There are a lot of people waiting to see how the four SHR drivers work together, but Busch isn't one of them. A decade ago, such a grouping might not have been possible -- but times change. "We can all be in this situation now with what we've all been through, as far as our age, and what we've all been through on the track and off the track," Busch said. "All of us are in a good spot in our careers to do this. That’s what I see. We couldn't have done this a few years back."
He believes the situation at SHR is similar to 2012, when he teamed with his younger brother Kyle on a Nationwide program, and many predicted the worst. "I got the same peppering of questions -- aw, it’s not going to work, it's two brothers, they'll be hanging each other by the end," Kurt said. "And we had a mediocre campaign, which would bring up even more of a brotherly issue of why we didn't have success together -- and there was nothing said. Nothing happened. It drew us together closer as brothers. So I've been in that type of thought process before."
It helps, Busch believes, that SHR is a haven for grease-under-the-fingernails types who thrive on unvarnished roots racing, something signified by Stewart's frequent extracurricular activities as well as well as the old-school photos of each driver wheeling go-karts -- or in Busch's case, a dwarf car -- back in the day. To Busch, the atmosphere is reminiscent of his time on the old Southwest tour, when it was all about the race track and nothing else.
"It's the fun part of racing, and working hard and living the life of that racer. Where sometimes you get caught up in the corporate world, or you’ve got to go do this meet-and-greet, this convention show -- that's not the fun stuff that comes with smelling cars, gas burning, tires are hot, you get to feel it, touch it, and be at track," he said.
"Tony's a racer, and that’s what you see on the shop floor with all the guys that are there. Everybody's a racer. Everybody's got a go-kart or a late model or a modified or something they have in their own personal garage that they're messing with outside of the hours they're at Stewart-Haas. That was the main thing for me. With the Penske thing, as corporate as it was, as business as it was, it just didn't feel like we were there having fun racing."

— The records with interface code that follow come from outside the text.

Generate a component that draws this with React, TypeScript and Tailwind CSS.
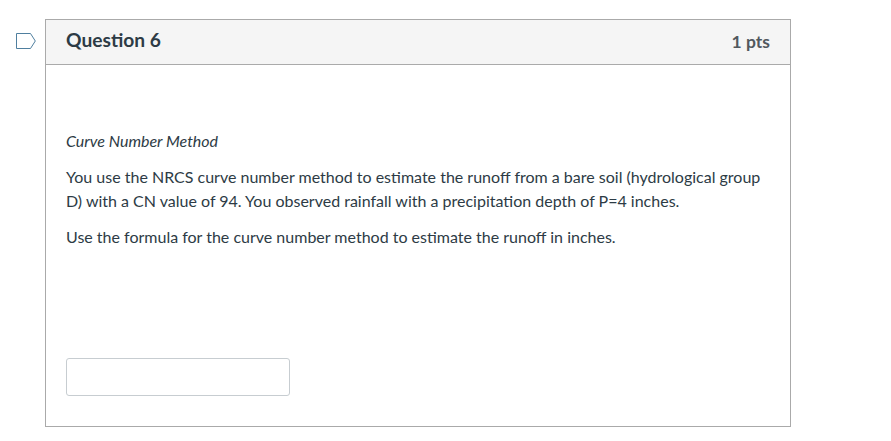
export default function App() {
  return (
    <div className="min-h-[441px] w-[891px] bg-white pt-[19px] pl-[16px] font-['Lato',sans-serif] text-[#2d3b45] flex items-start">
      {/* Flag marker */}
      <div className="w-[29px] pt-[14px] shrink-0">
        <svg width="20" height="16" viewBox="0 0 20 16" fill="none">
          <path d="M0.5 0.5H14.5L19.3 8L14.5 15.5H0.5Z" stroke="#4f7f9f" strokeWidth="1" />
        </svg>
      </div>

      {/* Question card */}
      <div className="w-[746px] h-[408px] border border-[#aaaaaa] flex flex-col">
        <div className="h-[45px] shrink-0 bg-[#f5f5f5] border-b border-[#aaaaaa] flex justify-between items-center px-[20px]">
          <h2 className="text-[19.2px] font-bold leading-[40px] pb-[4px]">Question 6</h2>
          <div className="text-[#51585e] text-[17.5px] font-bold">1 pts</div>
        </div>

        <div className="px-[20px] flex-1 flex flex-col">
          <p className="italic text-[16px] leading-[24px] mt-[64px]">Curve Number Method</p>
          <p className="text-[16px] leading-[24px] mt-[12px]">
            You use the NRCS curve number method to estimate the runoff from a bare soil (hydrological group
            <br />
            D) with a CN value of 94. You observed rainfall with a precipitation depth of P=4 inches.
          </p>
          <p className="text-[16px] leading-[24px] mt-[12px]">
            Use the formula for the curve number method to estimate the runoff in inches.
          </p>
          <input
            type="text"
            className="mt-[109px] w-[224px] h-[38px] bg-white border border-[#c7cdd1] rounded-[3px]"
          />
        </div>
      </div>
    </div>
  );
}
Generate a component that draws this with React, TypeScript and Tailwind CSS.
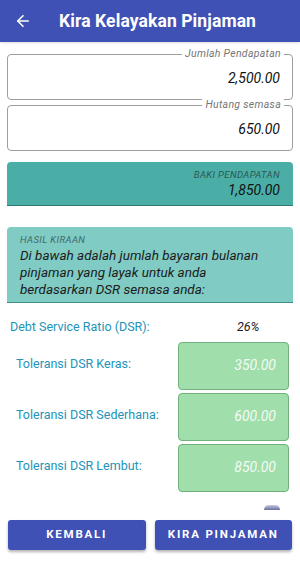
import { ArrowLeft } from "lucide-react";

const font = { fontFamily: "Roboto, 'Noto Sans', sans-serif" };

function Outlined({ label, value }: { label: string; value: string }) {
  return (
    <div className="relative h-[46px] rounded-[4px] border border-[#9e9e9e] bg-white">
      <span className="absolute -top-[7px] right-[8px] bg-white px-[3px] text-[10.5px] italic leading-[12px] tracking-[0.3px] text-[#757575]">
        {label}
      </span>
      <div className="flex h-full items-center justify-end pr-[12px] pt-[2px] text-[14px] italic text-[#111]">
        {value}
      </div>
    </div>
  );
}

function Tolerance({ label, value }: { label: string; value: string }) {
  return (
    <div className="flex items-center justify-between">
      <span className="-mt-[2px] pl-[9px] text-[12.5px] text-[#2393b8]">{label}</span>
      <div className="flex h-[48px] w-[111px] items-center justify-end rounded-[4px] border border-[#6fb27c] bg-[#a0deab] pr-[12px] text-[14px] italic text-[#f4fbf5]">
        {value}
      </div>
    </div>
  );
}

export default function App() {
  return (
    <div className="flex h-[566px] w-[300px] flex-col overflow-hidden bg-white" style={font}>
      <header className="flex h-[42px] items-center bg-[#3f51b5] pl-[14px] text-white shadow">
        <ArrowLeft size={18} strokeWidth={2.2} />
        <h1 className="ml-[27px] text-[17.5px] font-bold tracking-[0.1px]">Kira Kelayakan Pinjaman</h1>
      </header>

      <div className="flex flex-col px-[7px] pt-[12px]">
        <div className="flex flex-col gap-[5px]">
          <Outlined label="Jumlah Pendapatan" value="2,500.00" />
          <Outlined label="Hutang semasa" value="650.00" />
        </div>

        <div className="mt-[11px] flex h-[44px] flex-col items-end justify-center rounded-t-[4px] border-b border-[#2f7d76] bg-[#4aaea6] pr-[13px]">
          <span className="text-[9.5px] italic leading-[12px] tracking-[0.4px] text-[#2d5753]">BAKI PENDAPATAN</span>
          <span className="text-[14px] italic leading-[18px] text-[#111]">1,850.00</span>
        </div>

        <div className="mt-[21px] flex h-[76px] flex-col rounded-t-[4px] border-b border-[#3f8f88] bg-[#80cbc4] pl-[13px] pt-[7px]">
          <span className="text-[9.5px] italic leading-[12px] tracking-[0.4px] text-[#3d6a66]">HASIL KIRAAN</span>
          <p className="mt-[1px] w-[242px] text-[13.5px] italic leading-[17px] text-[#1b1b1b]">
            Di bawah adalah jumlah bayaran bulanan pinjaman yang layak untuk anda berdasarkan DSR semasa anda:
          </p>
        </div>

        <div className="mt-[15px] flex items-center">
          <span className="w-[230px] pl-[3px] text-[12.5px] text-[#2393b8]">Debt Service Ratio (DSR):</span>
          <span className="text-[12.5px] italic text-[#222]">26%</span>
        </div>

        <div className="mt-[5px] flex flex-col gap-[3px] pr-[4px]">
          <Tolerance label="Toleransi DSR Keras:" value="350.00" />
          <Tolerance label="Toleransi DSR Sederhana:" value="600.00" />
          <Tolerance label="Toleransi DSR Lembut:" value="850.00" />
        </div>

        <div className="mt-[13px] flex justify-end pr-[13px]">
          <div className="h-[5px] w-[16px] rounded-t-full bg-gradient-to-b from-[#c8cae0] to-[#6a6fa0]" />
        </div>

        <div className="mt-[10px] flex gap-[9px] px-[1px]">
          <button className="h-[30px] flex-1 rounded-[3px] bg-[#3f51b5] text-[11.5px] font-bold tracking-[1.8px] text-white shadow-[0_2px_3px_rgba(0,0,0,0.3)]">
            KEMBALI
          </button>
          <button className="h-[30px] flex-1 rounded-[3px] bg-[#3f51b5] text-[11.5px] font-bold tracking-[1.8px] text-white shadow-[0_2px_3px_rgba(0,0,0,0.3)]">
            KIRA PINJAMAN
          </button>
        </div>
      </div>
    </div>
  );
}
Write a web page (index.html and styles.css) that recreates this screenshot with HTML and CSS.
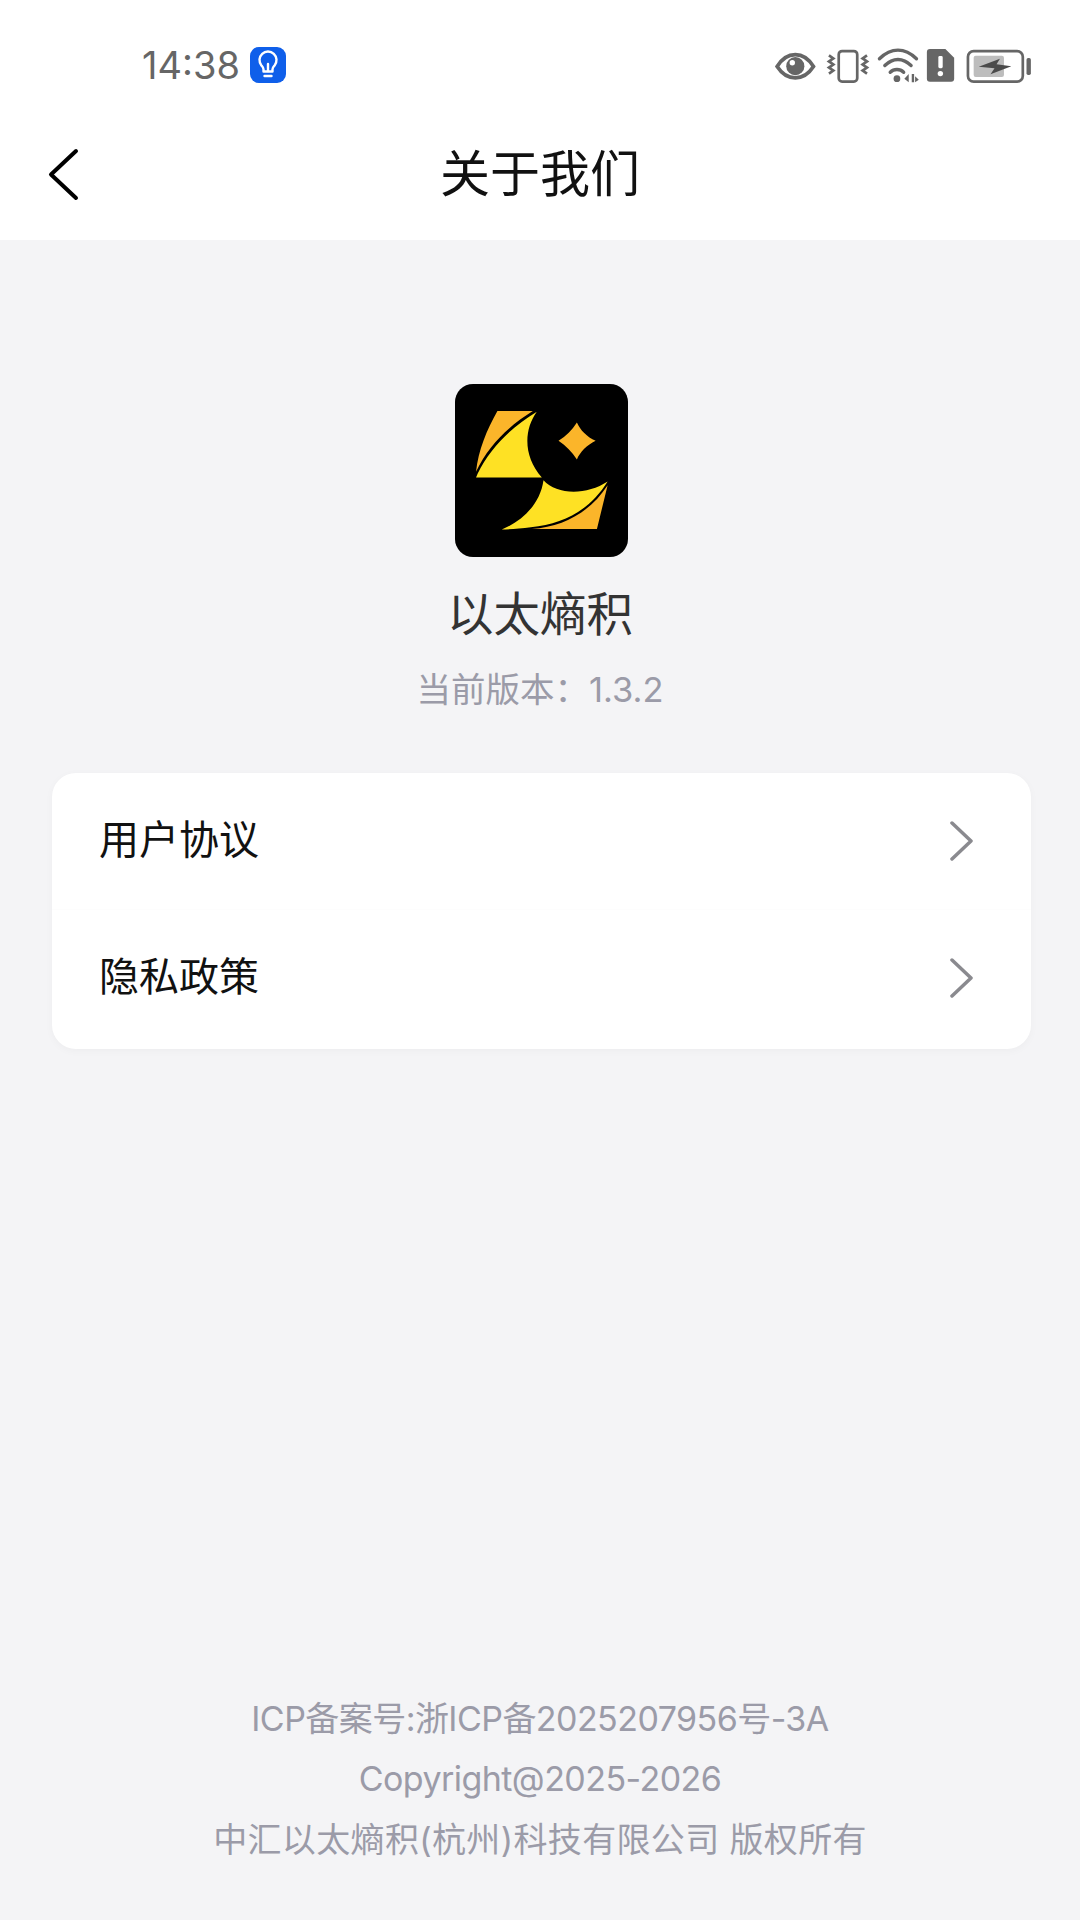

Time will tell how much fun the SHR drivers have this coming season, and how much of the team's burgeoning potential will ultimately be realized. There is no doubt, though, what Busch is capable of, even with a single-car team that's a notch below the best in the sport. There is no doubt what SHR is capable of when the vehicles are right and the drivers are comfortable. Combined? The outcome may indeed turn out to be combustible, just not in the manner everyone seems to think.
"I feel like I have so many weapons in my arsenal now," Busch said. "… Just having so many pieces of the puzzle already sitting there, it's going to be easier to put them in place."